## START INFORMATION PROVIDED

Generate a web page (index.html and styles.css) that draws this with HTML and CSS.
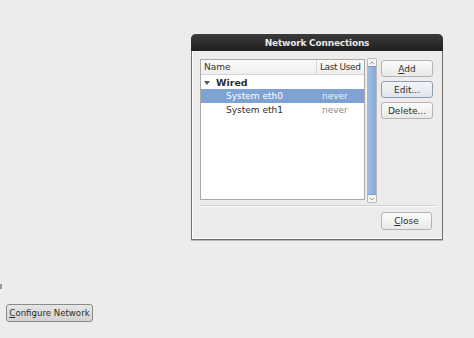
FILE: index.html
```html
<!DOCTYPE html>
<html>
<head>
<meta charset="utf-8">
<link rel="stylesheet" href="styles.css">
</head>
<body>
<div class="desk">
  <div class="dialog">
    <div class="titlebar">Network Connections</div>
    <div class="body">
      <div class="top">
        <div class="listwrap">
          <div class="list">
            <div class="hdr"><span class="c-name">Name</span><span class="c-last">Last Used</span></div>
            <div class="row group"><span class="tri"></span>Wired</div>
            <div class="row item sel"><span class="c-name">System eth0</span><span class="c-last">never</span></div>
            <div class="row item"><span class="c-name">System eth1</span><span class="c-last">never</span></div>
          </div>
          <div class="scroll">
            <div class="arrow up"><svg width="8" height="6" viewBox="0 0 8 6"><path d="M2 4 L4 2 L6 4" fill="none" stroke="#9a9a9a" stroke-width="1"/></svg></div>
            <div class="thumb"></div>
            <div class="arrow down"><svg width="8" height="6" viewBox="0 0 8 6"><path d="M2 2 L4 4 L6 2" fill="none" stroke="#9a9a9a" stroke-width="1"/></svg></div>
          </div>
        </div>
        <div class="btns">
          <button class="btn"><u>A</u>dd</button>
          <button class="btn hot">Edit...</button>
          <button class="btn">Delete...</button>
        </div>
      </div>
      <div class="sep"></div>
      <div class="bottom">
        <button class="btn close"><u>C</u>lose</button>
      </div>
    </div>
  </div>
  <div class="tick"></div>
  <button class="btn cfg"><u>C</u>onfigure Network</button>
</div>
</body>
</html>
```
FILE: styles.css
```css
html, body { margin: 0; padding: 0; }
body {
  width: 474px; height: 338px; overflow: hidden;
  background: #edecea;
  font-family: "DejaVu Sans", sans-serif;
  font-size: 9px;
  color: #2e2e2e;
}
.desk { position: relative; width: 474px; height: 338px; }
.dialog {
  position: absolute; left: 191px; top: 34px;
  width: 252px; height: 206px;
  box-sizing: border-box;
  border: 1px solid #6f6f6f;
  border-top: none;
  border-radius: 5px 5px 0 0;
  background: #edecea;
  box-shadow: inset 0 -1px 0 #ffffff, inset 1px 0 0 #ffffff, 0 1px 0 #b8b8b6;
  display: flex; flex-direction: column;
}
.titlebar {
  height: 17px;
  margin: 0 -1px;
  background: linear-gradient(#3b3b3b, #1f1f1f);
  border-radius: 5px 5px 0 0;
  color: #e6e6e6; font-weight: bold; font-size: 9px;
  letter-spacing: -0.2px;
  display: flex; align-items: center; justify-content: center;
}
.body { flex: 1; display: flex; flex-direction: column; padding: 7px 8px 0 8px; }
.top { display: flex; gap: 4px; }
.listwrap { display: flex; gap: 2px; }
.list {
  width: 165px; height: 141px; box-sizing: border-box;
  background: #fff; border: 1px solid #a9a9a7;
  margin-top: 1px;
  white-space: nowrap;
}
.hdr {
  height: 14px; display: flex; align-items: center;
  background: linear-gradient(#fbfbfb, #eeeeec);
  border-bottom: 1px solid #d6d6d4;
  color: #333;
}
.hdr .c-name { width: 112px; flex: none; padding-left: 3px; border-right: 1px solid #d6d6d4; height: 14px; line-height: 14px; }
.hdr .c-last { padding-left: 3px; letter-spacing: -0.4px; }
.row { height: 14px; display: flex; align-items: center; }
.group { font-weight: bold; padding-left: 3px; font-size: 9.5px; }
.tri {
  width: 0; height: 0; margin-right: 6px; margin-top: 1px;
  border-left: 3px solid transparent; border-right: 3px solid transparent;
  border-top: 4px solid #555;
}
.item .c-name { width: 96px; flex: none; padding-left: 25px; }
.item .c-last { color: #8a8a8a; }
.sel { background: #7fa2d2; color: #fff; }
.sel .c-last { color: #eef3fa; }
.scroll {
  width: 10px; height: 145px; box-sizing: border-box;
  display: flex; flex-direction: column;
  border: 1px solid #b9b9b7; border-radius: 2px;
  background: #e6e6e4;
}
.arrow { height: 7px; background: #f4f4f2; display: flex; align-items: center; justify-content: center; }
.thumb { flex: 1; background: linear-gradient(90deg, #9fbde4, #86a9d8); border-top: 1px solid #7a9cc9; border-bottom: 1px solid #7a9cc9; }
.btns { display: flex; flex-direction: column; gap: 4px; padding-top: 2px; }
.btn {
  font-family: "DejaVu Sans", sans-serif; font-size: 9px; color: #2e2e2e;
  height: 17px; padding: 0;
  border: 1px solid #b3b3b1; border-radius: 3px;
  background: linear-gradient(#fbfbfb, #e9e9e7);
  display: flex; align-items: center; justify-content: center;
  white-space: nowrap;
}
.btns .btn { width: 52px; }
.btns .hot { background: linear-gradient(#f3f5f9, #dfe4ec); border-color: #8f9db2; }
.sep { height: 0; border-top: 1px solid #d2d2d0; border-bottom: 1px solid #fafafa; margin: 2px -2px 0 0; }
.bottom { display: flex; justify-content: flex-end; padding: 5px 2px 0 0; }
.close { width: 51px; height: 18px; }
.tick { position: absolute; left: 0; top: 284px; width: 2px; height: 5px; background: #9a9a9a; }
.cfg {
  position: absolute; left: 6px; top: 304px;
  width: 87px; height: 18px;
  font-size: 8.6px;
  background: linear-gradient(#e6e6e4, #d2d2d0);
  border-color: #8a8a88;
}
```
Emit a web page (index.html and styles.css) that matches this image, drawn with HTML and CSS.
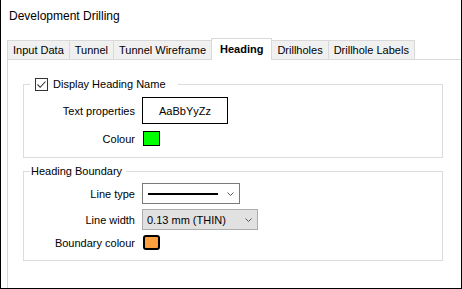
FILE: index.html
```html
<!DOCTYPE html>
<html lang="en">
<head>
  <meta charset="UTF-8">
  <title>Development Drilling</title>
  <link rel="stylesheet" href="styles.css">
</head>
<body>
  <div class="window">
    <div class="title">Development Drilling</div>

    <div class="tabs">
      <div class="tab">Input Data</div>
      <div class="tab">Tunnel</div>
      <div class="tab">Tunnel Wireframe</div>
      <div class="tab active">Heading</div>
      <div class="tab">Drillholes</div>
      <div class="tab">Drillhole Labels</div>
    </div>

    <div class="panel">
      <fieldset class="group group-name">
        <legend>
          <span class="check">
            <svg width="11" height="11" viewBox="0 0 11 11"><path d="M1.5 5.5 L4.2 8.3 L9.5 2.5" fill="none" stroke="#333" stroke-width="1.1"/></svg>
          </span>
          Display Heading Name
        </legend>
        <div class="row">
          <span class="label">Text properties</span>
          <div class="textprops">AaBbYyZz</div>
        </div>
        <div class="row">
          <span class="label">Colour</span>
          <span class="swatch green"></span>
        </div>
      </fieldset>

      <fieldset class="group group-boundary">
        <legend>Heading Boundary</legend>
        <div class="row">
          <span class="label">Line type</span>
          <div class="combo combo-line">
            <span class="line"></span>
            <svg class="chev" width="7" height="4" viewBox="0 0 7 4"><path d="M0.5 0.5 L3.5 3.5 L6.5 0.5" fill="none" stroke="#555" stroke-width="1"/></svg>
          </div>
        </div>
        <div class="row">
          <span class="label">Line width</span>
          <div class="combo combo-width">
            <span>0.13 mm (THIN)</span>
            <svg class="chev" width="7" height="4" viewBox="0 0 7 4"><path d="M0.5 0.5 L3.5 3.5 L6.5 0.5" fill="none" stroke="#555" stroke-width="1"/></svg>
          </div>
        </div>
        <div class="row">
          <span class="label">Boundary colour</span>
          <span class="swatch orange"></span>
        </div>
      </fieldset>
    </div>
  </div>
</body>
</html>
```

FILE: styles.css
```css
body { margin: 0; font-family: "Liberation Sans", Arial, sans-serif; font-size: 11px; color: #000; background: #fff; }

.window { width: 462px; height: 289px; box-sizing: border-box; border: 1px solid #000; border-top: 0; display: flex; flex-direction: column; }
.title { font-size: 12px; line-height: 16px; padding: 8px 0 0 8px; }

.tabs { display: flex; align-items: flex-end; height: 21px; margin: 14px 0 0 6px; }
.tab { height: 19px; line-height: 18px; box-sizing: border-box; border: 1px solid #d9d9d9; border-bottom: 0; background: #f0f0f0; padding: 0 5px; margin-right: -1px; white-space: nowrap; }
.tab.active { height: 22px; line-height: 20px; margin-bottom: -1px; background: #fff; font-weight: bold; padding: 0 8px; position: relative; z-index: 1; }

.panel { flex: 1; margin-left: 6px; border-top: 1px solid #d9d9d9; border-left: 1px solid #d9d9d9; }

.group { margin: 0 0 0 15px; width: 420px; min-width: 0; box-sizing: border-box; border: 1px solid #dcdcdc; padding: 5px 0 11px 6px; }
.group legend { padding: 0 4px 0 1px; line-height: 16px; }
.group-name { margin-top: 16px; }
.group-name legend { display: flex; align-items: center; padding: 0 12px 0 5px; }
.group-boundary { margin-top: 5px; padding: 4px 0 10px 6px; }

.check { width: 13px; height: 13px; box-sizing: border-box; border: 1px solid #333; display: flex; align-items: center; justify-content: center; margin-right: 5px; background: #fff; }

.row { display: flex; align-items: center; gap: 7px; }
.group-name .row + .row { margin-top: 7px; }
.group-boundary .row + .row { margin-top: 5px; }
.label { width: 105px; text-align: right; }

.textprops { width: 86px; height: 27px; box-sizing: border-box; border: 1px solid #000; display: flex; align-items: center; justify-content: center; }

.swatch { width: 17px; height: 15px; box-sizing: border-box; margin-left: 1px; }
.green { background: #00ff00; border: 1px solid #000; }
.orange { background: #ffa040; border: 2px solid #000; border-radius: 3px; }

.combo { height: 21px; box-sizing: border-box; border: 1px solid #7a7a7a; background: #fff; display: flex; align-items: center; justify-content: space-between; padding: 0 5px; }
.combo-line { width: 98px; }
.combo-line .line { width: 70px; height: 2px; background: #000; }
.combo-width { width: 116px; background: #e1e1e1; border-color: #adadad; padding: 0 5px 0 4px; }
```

## END INFORMATION PROVIDED

▶ _PROBLEM STATEMENT_
Determine how many lines of the data contain the word "this", and reply with that number only.

▶ _COMPLETE ANSWER_
2